Между прочим… - стр. 9
Я еще не понимала: это редкий вид любви, идеальная любовь, когда нет никакой торговли: «Ты мне – я тебе». Только ты, только тебе, а мне ничего не надо, только будь.
Когда человек ничем не увлечен, он любит тех, кто рядом. А когда человек гениален, как Эйнштейн, для него люди – мусор. Он не в состоянии думать ни о ком, кроме себя и своей идеи.
Вечером к Соне зашла тетя Валя, мама Шурочки, приехавшая в гости из деревни. Она вызвалась погадать мне на картах. Карты показали, что появится козырный король и принесет исполнение желаний. Я поступлю в институт.
Бред. Какой король? Кто меня примет, когда экзамены уже закончились?

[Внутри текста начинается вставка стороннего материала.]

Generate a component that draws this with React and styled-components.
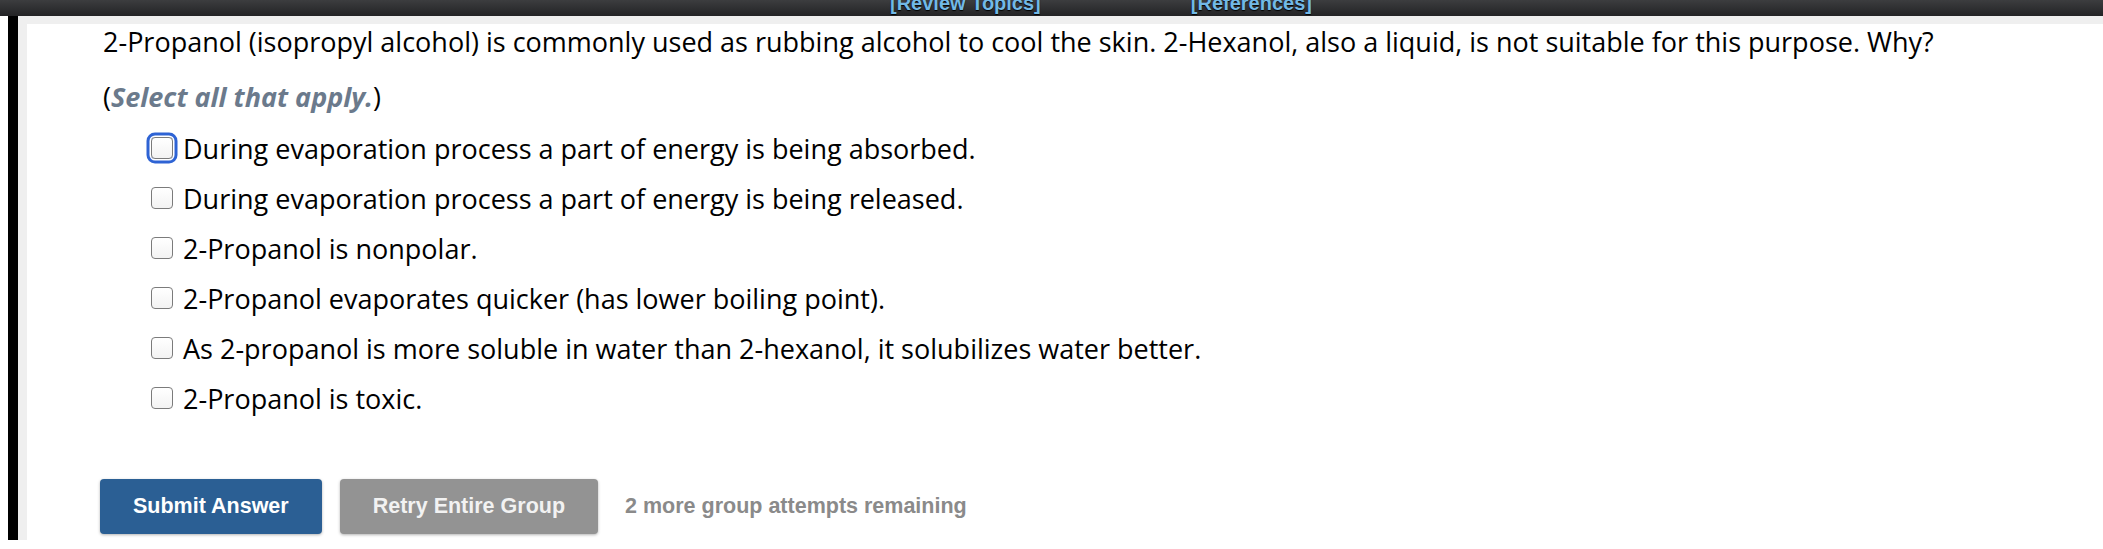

Но оказалось – не бред. Я позвонила Михалкову и зарыдала в трубку. Он не мог понять, кто там страдает и чего хочет. Я напомнила, кто я и что произошло. Сергей Владимирович тут же вспомнил девушку-учительницу, вспомнил свое уважение и принял участие. Он позвонил ректору ВГИКа. Ректор взял список сценарного факультета и вписал туда мое имя. Оказывается, был недобор. На другой день вывесили списки принятых, и там красовалась моя фамилия. Карты не наврали. Вот и не верь после этого.
На первое занятие я явилась с гордо поднятой головой. Я победила судьбу. Сквозь тернии к звездам. Но мой курс не разделил моей гордости. Было очевидно, что я блатная. А это оскорбляло их избранность и «святую к музыке любовь». Не к музыке, конечно, к литературе и кино. Они ступили в «город золотой с прозрачными воротами и яркою звездой». И я ступила туда же по блату, в сущности самозванка.
Меня невзлюбили. За что? А вот за это, за прическу бабетта и за талию шестьдесят сантиметров.
Сценарий – это мысль. А какая мысль может родиться в моей голове? Я могу рассчитывать только на козырных королей, сначала одного, потом другого.
И вдруг…
Профессор Вайсфельд объявляет задание: немой этюд. Я пишу этюд «Снег в июне». Про тополиный пух. Не совсем про пух. Про любовь, естественно. И Вайсфельд ставит мне пятерку. Больше никому, только мне одной.
А в группе гениальная Мокеева, многоумная Рыбкина, самородок Харламов. Им – четверки, а мне – огурцу-пустоцвету – высший балл.
Группа сбилась в стаю и пошла к Вайсфельду с протестом: «Почему вы поставили Токаревой пятерку, когда всем известно, что за нее написал Харламов?»
Вайсфельд выслушал и ответил:
– Это надо доказать.
Все остались при своих. Группа – с благородным негодованием. Я – с пятеркой. Вайсфельд – со своим абсолютным слухом мастера. Он мог услышать талант из-под земли.
Юра Харламов остался со своей неистребимой любовью ко мне. Он полюбил меня с первого взгляда. Группа пыталась вытравить из него это чувство. Говорили: «Она тобой поиграет и бросит».